Capturas de verano (II)
Etiquetas: prosa
De la siesta
El verano porteño. Hace demasiado calor como para que lo soporte una sola ciudad, es cierto. Es que por acá falta algo que distienda las tardes del sopor, que haga de los días largos del año, días un poquito más cortos. La siesta, por ejemplo. Los días de verano en el interior se estructuran en un antes y un después de la siesta. Feliz olvido de las circunstancias pero también, y por esto mismo, adhesión peligrosa a la costumbre. Para ilustrar lo que digo, una anécdota que me contaron. Era la hora de la siesta y el mundo había entrado en su letargo propio de enero. Todo dormía: los hombres, los perros, los autos, algunos pájaros, los árboles. Sólo se escuchaba el extraño canto de las palomas que parecen inspirarse en esas horas también raras. Haría arriba de 38 grados y la nena tendría unos tres o cuatro años.
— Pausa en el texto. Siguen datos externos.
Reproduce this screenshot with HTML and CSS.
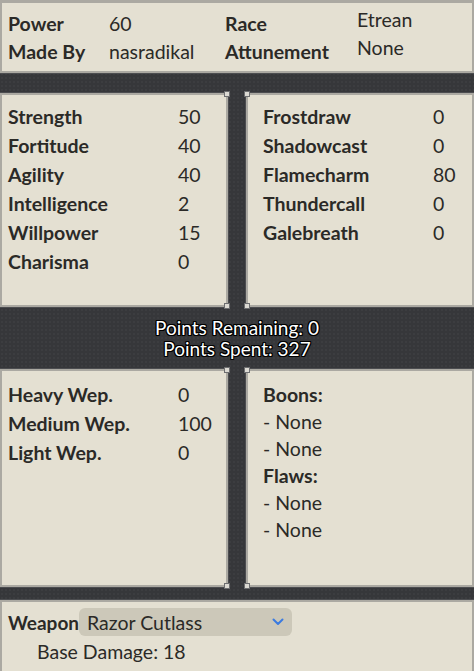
FILE: index.html
```html
<!DOCTYPE html>
<html>
<head>
    <title>Build Sheet</title>
    <link rel="stylesheet" href="styles.css">
</head>
<body>
    <div class="panel header">
        <span class="label">Power</span>
        <span class="value">60</span>
        <span class="label">Race</span>
        <span class="value raised">Etrean</span>
        <span class="label">Made By</span>
        <span class="value">nasradikal</span>
        <span class="label">Attunement</span>
        <span class="value raised">None</span>
    </div>

    <div class="band"></div>

    <div class="split">
        <div class="panel stats left">
            <span class="label">Strength</span><span class="value">50</span>
            <span class="label">Fortitude</span><span class="value">40</span>
            <span class="label">Agility</span><span class="value">40</span>
            <span class="label">Intelligence</span><span class="value">2</span>
            <span class="label">Willpower</span><span class="value">15</span>
            <span class="label">Charisma</span><span class="value">0</span>
        </div>
        <div class="panel stats right">
            <span class="label">Frostdraw</span><span class="value">0</span>
            <span class="label">Shadowcast</span><span class="value">0</span>
            <span class="label">Flamecharm</span><span class="value">80</span>
            <span class="label">Thundercall</span><span class="value">0</span>
            <span class="label">Galebreath</span><span class="value">0</span>
        </div>
    </div>

    <div class="points">
        <div>Points Remaining: 0</div>
        <div>Points Spent: 327</div>
    </div>

    <div class="split lower">
        <div class="panel stats left weapons">
            <span class="label">Heavy Wep.</span><span class="value">0</span>
            <span class="label">Medium Wep.</span><span class="value">100</span>
            <span class="label">Light Wep.</span><span class="value">0</span>
        </div>
        <div class="panel traits right">
            <div class="label">Boons:</div>
            <div>- None</div>
            <div>- None</div>
            <div class="label">Flaws:</div>
            <div>- None</div>
            <div>- None</div>
        </div>
    </div>

    <div class="band small"></div>

    <div class="panel footer">
        <div class="weapon-row">
            <span class="label">Weapon</span>
            <div class="select">
                <span>Razor Cutlass</span>
                <svg width="12" height="8" viewBox="0 0 12 8"><polyline points="1.5,1.5 6,6 10.5,1.5" fill="none" stroke="#3b7be0" stroke-width="2" stroke-linecap="round" stroke-linejoin="round"/></svg>
            </div>
        </div>
        <div class="damage">Base Damage: 18</div>
    </div>
</body>
</html>
```
FILE: styles.css
```css
body {
    margin: 0;
    background-color: #36373a;
    background-image: radial-gradient(rgba(255, 255, 255, 0.03) 1px, transparent 1px);
    background-size: 4px 4px;
    font-family: Lato, "Liberation Sans", sans-serif;
    font-size: 19.5px;
    color: #2b2a27;
}
.panel {
    background-color: #e4e0d2;
    border: 2px solid #aba9a2;
    box-shadow: 0 0 0 1px #4c4d50;
    box-sizing: border-box;
    position: relative;
}
/* little ornaments where the panels meet the divider */
.split .panel::before,
.split .panel::after {
    content: "";
    position: absolute;
    width: 4px;
    height: 4px;
    background-color: #dcdad3;
    border: 1px solid #6d6e70;
}
.split .left::before { top: -4px; right: -4px; }
.split .left::after { bottom: -4px; right: -4px; }
.split .right::before { top: -4px; left: -4px; }
.split .right::after { bottom: -4px; left: -4px; }
.label {
    font-weight: 700;
}
.header {
    height: 73px;
    border-top-width: 3px;
    padding: 7px 0 0 6px;
    display: grid;
    grid-template-columns: 101px 116px 132px auto;
    align-content: start;
    line-height: 28px;
}
.header .raised {
    margin-top: -4px;
}
.band {
    height: 20px;
}
.band.small {
    height: 13px;
}
.split {
    display: grid;
    grid-template-columns: 1fr 1fr;
    gap: 18px;
    height: 214px;
}
.split.lower {
    height: 218px;
}
.stats {
    display: grid;
    grid-template-columns: 170px auto;
    grid-auto-rows: 29px;
    align-content: start;
    line-height: 29px;
    padding: 7px 0 0 6px;
}
.stats.right {
    padding-left: 15px;
}
.stats.weapons {
    padding-top: 9px;
}
.traits {
    line-height: 27px;
    padding: 10px 0 0 15px;
}
.points {
    height: 62px;
    display: flex;
    flex-direction: column;
    justify-content: center;
    align-items: center;
    font-size: 19px;
    line-height: 21px;
    color: #ffffff;
    text-shadow: -1px -1px 0 #000, 1px -1px 0 #000, -1px 1px 0 #000, 1px 1px 0 #000, 0 1px 0 #000, 0 -1px 0 #000, 1px 0 0 #000, -1px 0 0 #000;
}
.footer {
    height: 80px;
    border-bottom: none;
    padding: 6px 0 0 6px;
}
.weapon-row {
    display: flex;
    align-items: center;
    font-size: 19px;
}
.select {
    width: 213px;
    height: 28px;
    box-sizing: border-box;
    background-color: #ccc8b9;
    border-radius: 6px;
    display: flex;
    align-items: center;
    justify-content: space-between;
    padding: 0 8px 0 8px;
    font-size: 19.5px;
}
.damage {
    padding-left: 29px;
    margin-top: 3px;
    line-height: 26px;
}
```
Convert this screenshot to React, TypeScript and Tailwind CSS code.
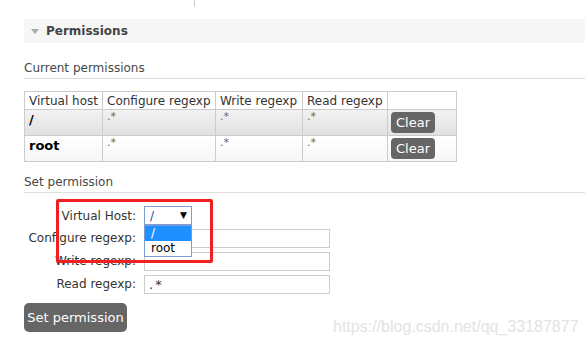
import React from "react";

const rows = [
  { vhost: "/", shaded: true },
  { vhost: "root", shaded: false },
];

const fields = [
  { label: "Configure regexp:", value: "" },
  { label: "Write regexp:", value: "" },
  { label: "Read regexp:", value: ".*" },
];

function ClearButton() {
  return (
    <button className="h-[21px] w-[44px] rounded-[4px] bg-[#666] text-[13px] leading-[21px] text-white">
      Clear
    </button>
  );
}

export default function App() {
  return (
    <div className="relative h-[344px] w-[585px] overflow-hidden bg-white text-[12px] text-[#333] [font-family:'DejaVu_Sans',Verdana,sans-serif]">
      {/* stray divider from the panel above */}
      <div className="ml-[194px] h-[7px] w-px bg-[#ccc]" />

      {/* Permissions header */}
      <div className="ml-[24px] mt-[12px] flex h-[24px] items-center bg-[#f6f6f6]">
        <span className="ml-[7px] h-0 w-0 border-x-[4px] border-t-[5px] border-x-transparent border-t-[#aaa]" />
        <span className="ml-[7px] text-[12px] font-bold text-[#444]">Permissions</span>
      </div>

      <div className="ml-[24px]">
        <h3 className="mt-[18px] border-b border-[#ddd] pb-[2px] text-[12px] leading-[15px] text-[#484848]">
          Current permissions
        </h3>

        <table className="mt-[12px] border-collapse whitespace-nowrap text-[12px]">
          <thead>
            <tr className="h-[18px] leading-[16px]">
              <th className="w-[78px] border border-[#ccc] px-[4px] text-left font-normal">Virtual host</th>
              <th className="w-[113px] border border-[#ccc] px-[4px] text-left font-normal">Configure regexp</th>
              <th className="w-[87px] border border-[#ccc] px-[4px] text-left font-normal">Write regexp</th>
              <th className="w-[85px] border border-[#ccc] px-[4px] text-left font-normal">Read regexp</th>
              <th className="w-[69px] border border-[#ccc]" />
            </tr>
          </thead>
          <tbody>
            {rows.map((r) => (
              <tr
                key={r.vhost}
                className={
                  r.shaded
                    ? "h-[26px] bg-gradient-to-b from-[#f2f2f2] to-[#e0e0e0]"
                    : "h-[26px] bg-gradient-to-b from-white to-[#f6f6f6]"
                }
              >
                <td className="border border-[#ccc] px-[4px] pt-[2px] align-top text-[13px] font-bold leading-[16px] text-black">
                  {r.vhost}
                </td>
                {[0, 1, 2].map((i) => (
                  <td key={i} className="border border-[#ccc] px-[4px] align-top text-[11px] leading-[14px] text-[#666]">
                    .*
                  </td>
                ))}
                <td className="border border-[#ccc] px-[3px] align-middle">
                  <ClearButton />
                </td>
              </tr>
            ))}
          </tbody>
        </table>

        <h3 className="mt-[13px] border-b border-[#ddd] pb-[2px] text-[12px] leading-[15px] text-[#484848]">
          Set permission
        </h3>

        {/* form */}
        <div className="mt-[13px] flex items-center">
          <label className="mr-[8px] w-[112px] whitespace-nowrap text-right text-[12px]">Virtual Host:</label>
          <div className="flex h-[19px] w-[48px] items-center justify-between border border-[#7a9cd3] pl-[5px] pr-[4px]">
            <span className="text-[12px] text-[#1a4ba0]">/</span>
            <span className="text-[9px] text-black">▼</span>
          </div>
        </div>
        <div className="mt-[4px] flex flex-col gap-[4px]">
          {fields.map((f) => (
            <div key={f.label} className="flex items-center">
              <label className="mr-[8px] w-[112px] whitespace-nowrap text-right text-[12px] leading-[19px]">
                {f.label}
              </label>
              <div className="flex h-[19px] w-[186px] items-center border border-[#ccc] px-[4px] text-[13px] tracking-[2px]">
                {f.value}
              </div>
            </div>
          ))}
        </div>

        <button className="mt-[9px] h-[29px] w-[103px] whitespace-nowrap rounded-[5px] bg-[#666] text-[13px] text-white">
          Set permission
        </button>
      </div>

      {/* open dropdown list */}
      <div className="absolute left-[144px] top-[225px] w-[48px] border border-[#7a9cd3] bg-white text-[12px] leading-[15px]">
        <div className="bg-[#1e90ff] px-[6px] text-white">/</div>
        <div className="px-[6px] text-black">root</div>
      </div>

      {/* red annotation box */}
      <div className="pointer-events-none absolute left-[56px] top-[199px] h-[64px] w-[157px] rounded-[2px] border-[3px] border-[#f02020]" />

      {/* watermark */}
      <div className="absolute left-[333px] top-[315px] text-[16px] text-[#e3e3e3] [font-family:'Liberation_Sans',Arial,sans-serif]">
        https://blog.csdn.net/qq_33187877
      </div>
    </div>
  );
}
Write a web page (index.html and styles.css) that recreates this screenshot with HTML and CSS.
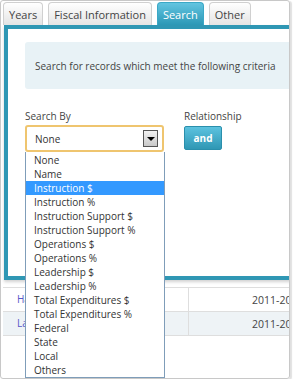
FILE: index.html
```html
<!DOCTYPE html>
<html lang="en">
<head>
    <meta charset="UTF-8">
    <title>Search</title>
    <link rel="stylesheet" href="styles.css">
</head>
<body>
    <div class="frame">
        <div class="tabs">
            <span class="tab">Years</span>
            <span class="tab">Fiscal Information</span>
            <span class="tab active">Search</span>
            <span class="tab">Other</span>
        </div>

        <div class="panel">
            <div class="info">Search for records which meet the following criteria</div>

            <div class="form-row">
                <div class="field search-by">
                    <label>Search By</label>
                    <div class="select">
                        <span>None</span>
                        <span class="arrow"></span>
                    </div>
                    <ul class="dropdown">
                        <li>None</li>
                        <li>Name</li>
                        <li class="selected">Instruction $</li>
                        <li>Instruction %</li>
                        <li>Instruction Support $</li>
                        <li>Instruction Support %</li>
                        <li>Operations $</li>
                        <li>Operations %</li>
                        <li>Leadership $</li>
                        <li>Leadership %</li>
                        <li>Total Expenditures $</li>
                        <li>Total Expenditures %</li>
                        <li>Federal</li>
                        <li>State</li>
                        <li>Local</li>
                        <li>Others</li>
                    </ul>
                </div>
                <div class="field">
                    <label>Relationship</label>
                    <button class="and-btn">and</button>
                </div>
            </div>
        </div>

        <div class="results">
            <div class="row">
                <a class="name">Harbor Elementary</a>
                <span class="year">2011-2012</span>
            </div>
            <div class="row alt">
                <a class="name">Lakeside Middle</a>
                <span class="year">2011-2012</span>
            </div>
        </div>
    </div>
</body>
</html>
```

FILE: styles.css
```css
body {
    margin: 0;
    padding: 0;
    background-color: white;
    font-family: 'Open Sans', sans-serif;
    font-size: 10px;
    color: #444;
}
.frame {
    width: 288px;
    height: 377px;
    border: 1px solid #c8c8c8;
    border-radius: 3px;
    box-shadow: 2px 1px 1px rgba(0, 0, 0, 0.12);
    overflow: hidden;
    position: relative;
}
.tabs {
    display: flex;
    gap: 5px;
    padding: 1px 0 0 2px;
    height: 23px;
}
.tab {
    display: flex;
    align-items: center;
    padding: 0 5px;
    font-size: 11px;
    color: #444;
    border: 1px solid #d0d0d0;
    border-bottom: none;
    border-radius: 4px 4px 0 0;
    background: linear-gradient(#ffffff, #e4e4e4);
    box-sizing: border-box;
    height: 23px;
}
.tab.active {
    color: white;
    border-color: #3ba8c6;
    background: linear-gradient(#62c4e0, #2c98b6);
}
.panel {
    margin-left: 3px;
    width: 320px;
    height: 234px;
    border: 4px solid #2f97b4;
    background-color: white;
    box-shadow: 0 2px 3px rgba(0, 0, 0, 0.18);
    padding: 13px 0 0 17px;
    box-sizing: content-box;
}
.info {
    background-color: #e8f2f6;
    border-radius: 3px;
    height: 47px;
    display: flex;
    align-items: center;
    padding-left: 10px;
    width: 300px;
}
.form-row {
    display: flex;
    gap: 20px;
    margin-top: 21px;
}
.field label {
    display: block;
    line-height: 12px;
    margin-bottom: 3px;
}
.search-by {
    position: relative;
    width: 139px;
}
.select {
    height: 27px;
    box-sizing: border-box;
    border: 2px solid #efc56f;
    border-radius: 3px;
    display: flex;
    align-items: center;
    justify-content: space-between;
    padding: 0 4px 0 8px;
    color: #333;
}
.arrow {
    width: 15px;
    height: 17px;
    box-sizing: border-box;
    border: 1px solid #555;
    background: linear-gradient(#f2f2f2, #c9c9c9);
    position: relative;
}
.arrow::after {
    content: "";
    position: absolute;
    left: 3px;
    top: 6px;
    border-left: 4px solid transparent;
    border-right: 4px solid transparent;
    border-top: 4px solid black;
}
.dropdown {
    position: absolute;
    left: 0;
    top: 42px;
    width: 138px;
    margin: 0;
    padding: 1px 0 0 0;
    list-style: none;
    background-color: white;
    border: 1px solid #7f9db9;
    border-top: none;
    z-index: 5;
    color: #333;
}
.dropdown li {
    height: 14px;
    line-height: 14px;
    padding-left: 8px;
}
.dropdown li.selected {
    background-color: #3399ff;
    color: white;
}
.and-btn {
    width: 38px;
    height: 24px;
    margin-top: 1px;
    border: 1px solid #2a8fac;
    border-radius: 2px;
    background: linear-gradient(#5cc2df, #2f97b4);
    color: white;
    font-family: 'Open Sans', sans-serif;
    font-size: 10px;
    font-weight: bold;
    padding: 0;
}
.results {
    margin: 7px 0 0 2px;
    border-top: 1px solid #dedede;
}
.row {
    display: grid;
    grid-template-columns: 186px 1fr;
    height: 23px;
    border-bottom: 1px solid #dedede;
    align-items: center;
    white-space: nowrap;
    overflow: hidden;
}
.row.alt {
    background-color: #eef3f6;
}
.row .name {
    color: #5757c8;
    padding-left: 14px;
    border-right: 1px solid #dedede;
    height: 23px;
    line-height: 23px;
    overflow: hidden;
}
.row .year {
    padding-left: 63px;
    font-size: 10.5px;
}
```
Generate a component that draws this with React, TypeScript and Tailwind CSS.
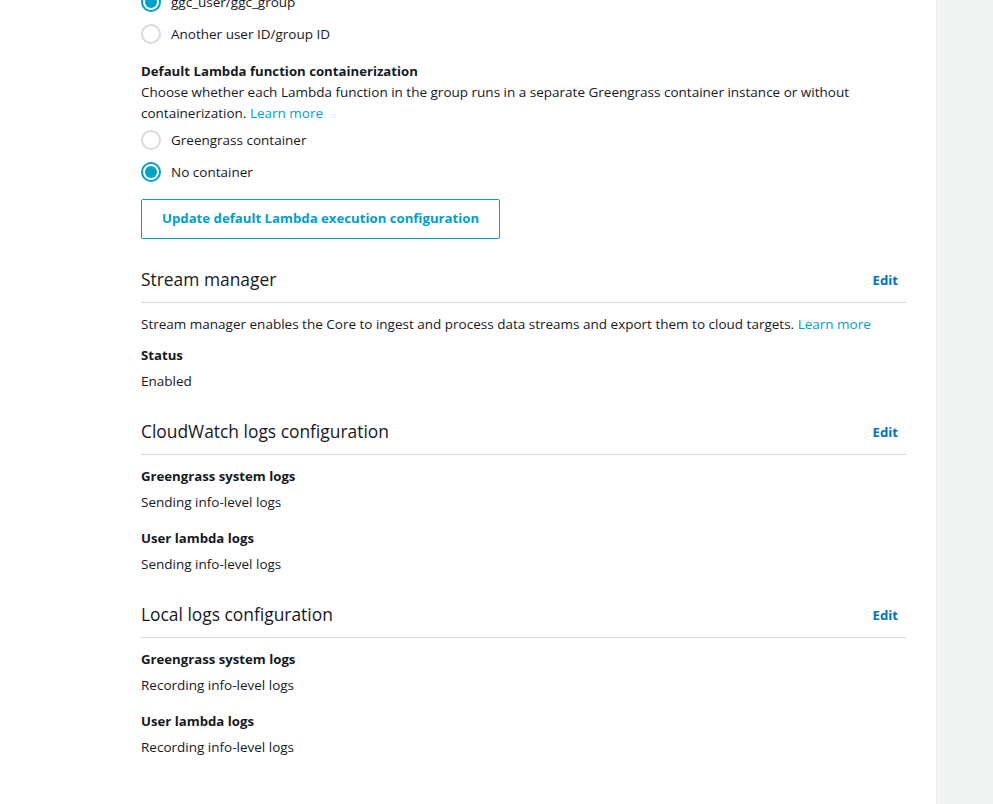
import { ReactNode } from 'react'

const Radio = ({ checked, label }: { checked?: boolean; label: string }) => (
  <div className="flex items-center gap-[10px] h-[32px]">
    {checked ? (
      <span className="w-[20px] h-[20px] rounded-full border-2 border-[#00a1c9] flex items-center justify-center">
        <span className="w-[12px] h-[12px] rounded-full bg-[#00a1c9]" />
      </span>
    ) : (
      <span className="w-[20px] h-[20px] rounded-full border-2 border-[#d5dbdb]" />
    )}
    <span>{label}</span>
  </div>
)

const Section = ({ title, children }: { title: string; children: ReactNode }) => (
  <section className="mt-[24px]">
    <div className="flex items-center justify-between pb-[10px] border-b border-[#d5dbdb]">
      <h2 className="text-[17.4px] leading-[24px] text-[#16191f]">{title}</h2>
      <button className="text-[13.2px] leading-[24px] font-bold text-[#0073bb] mr-[8px] pt-[2px]">Edit</button>
    </div>
    <div className="pt-[8px] flex flex-col gap-[10px]">{children}</div>
  </section>
)

const Field = ({ label, value }: { label: string; value: string }) => (
  <div>
    <div className="font-bold text-[13.2px] leading-[26px]">{label}</div>
    <div className="leading-[26px]">{value}</div>
  </div>
)

export default function App() {
  return (
    <div
      className="flex h-[804px] overflow-hidden bg-white text-[13.5px] text-[#16191f]"
      style={{ fontFamily: '"Open Sans", "Noto Sans", Arial, sans-serif' }}
    >
      <main className="flex-1 pl-[141px] pr-[30px]">
        <div className="-mt-[14px]">
          {/* Run as */}
          <Radio checked label="ggc_user/ggc_group" />
          <Radio label="Another user ID/group ID" />

          {/* Containerization */}
          <div className="mt-[11px]">
            <div className="font-bold text-[13.2px] leading-[21px]">Default Lambda function containerization</div>
            <p className="leading-[21px]">
              Choose whether each Lambda function in the group runs in a separate Greengrass container instance or without
              containerization. <a className="text-[#00a1c9]">Learn more</a>
            </p>
          </div>
          <div>
            <Radio label="Greengrass container" />
            <Radio checked label="No container" />
          </div>
          <button className="mt-[11px] mb-[3px] h-[40px] px-[20px] border border-[#00a1c9] rounded-[2px] font-bold text-[13.2px] text-[#00a1c9]">
            Update default Lambda execution configuration
          </button>

          <Section title="Stream manager">
            <div className="mt-[2px] flex flex-col gap-[7px]">
              <p className="leading-[22px]">
                Stream manager enables the Core to ingest and process data streams and export them to cloud targets.{' '}
                <a className="text-[#00a1c9]">Learn more</a>
              </p>
              <Field label="Status" value="Enabled" />
            </div>
          </Section>

          <Section title="CloudWatch logs configuration">
            <Field label="Greengrass system logs" value="Sending info-level logs" />
            <Field label="User lambda logs" value="Sending info-level logs" />
          </Section>

          <Section title="Local logs configuration">
            <Field label="Greengrass system logs" value="Recording info-level logs" />
            <Field label="User lambda logs" value="Recording info-level logs" />
          </Section>
        </div>
      </main>
      <aside className="w-[57px] shrink-0 bg-[#f2f3f3] border-l border-[#eaeded]" />
    </div>
  )
}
Ya desde entonces se aburría metódicamente cuando los grandes dormían (“Es que dormían demasiado”). Le habían regalado un globo inflado con gas, de esos que se escapan. Por esas grandes cosas de la niñez, decidió que la hora de la siesta era buena para salir a dar una vuelta a la manzana y sacar a pasear su globo. Claro, los adultos dormían pero, por algún extraño motivo, un integrante de la familia (“No me acuerdo bien quién fue…”) se despertó y notó su ausencia. Salió a la calle a buscarla: estaba descalzo y se quemó las plantas de los pies. La pequeña aventura, que se repetiría en el futuro en sucesivas siestas, le valió a la nena ser llamada en adelante piantadino, y al pariente un par de ampollas.
Hubo una primera vez en que las chicas nos pusimos una bikini: cada una recordará cuál fue la suya. Tal vez la memoria no sea tan exacta a la hora de definir cada detalle de aquella primera vez como lo es para registrar todo aquello, agradable o no, de la otra primera vez. Yo me acuerdo de la mía: la bombacha era tan grande que podría haber sido de mi mamá, el corpiño también. Si hubiera sido por mí, no me la ponía, pero las chicas de mi edad la usaban y ya se sabe cómo es esto: si las otras chicas lo hacen… Así fue que, aterrada, me exhibí por primera vez en aquél club revestida de mi dos piezas. Claro, a nadie la pareció espantoso ni ridículo, ni me miraron con cara fruncida ni me gritaron gorda: la verdad es que a nadie le importó y, en este tipo de situaciones, eso siempre es bueno. Tengo una foto de esa época: estoy con tres amigas y las cuatro aparecemos en bikini, todas recostadas en reposeras al lado de una pileta, con cara de “me molesta el sol”. Estamos blanquísimas y las cuatro tenemos puestas bikinis negras. Me río al acordarme que tal vez la primera bikini de todas, o de casi todas, fue negra. Como si el hecho de que fuera negra disimulara los rollos: habíamos aprendido a usar el negro para tapar nuestros “excesos de grasa”. Pero en la bikini, claro, todo está a la vista. Después crecemos y las bikinis evolucionan: antes de que nos demos cuenta ya elegimos los triangulitos con la tanga y queremos lucir un violeta chillón ante la mirada atenta de la mayor cantidad posible de gente. Pero seguimos preocupadas por los rollos y la cola caída. Hay cosas aprendidas que parecen no cambiar: será cuestión de recordar que, como me di cuenta aquella primera vez, el mundo está demasiado ocupado en otras cosas como para registrar cuántos gramos de más tengo este verano.
Ay, sí.
Yo no tenía dramas con los rollos en esa época, pero me provocaba terror hacerme el cavado; usé parte-de-abajo-shorcito durante años y años, hasta que se vino el complejo de las-demás-no usan-shorcito, maldita cultura occidental (¿?).
Ahora tengo el drama de las tantas que se hacen el cavado. Una mierda.
Saludos.
Cada loca con su trauma, esa es nuestra cultura occidental. Y concuerdo plenamente, el tema cavado es la peor mierda, para qué callarlo.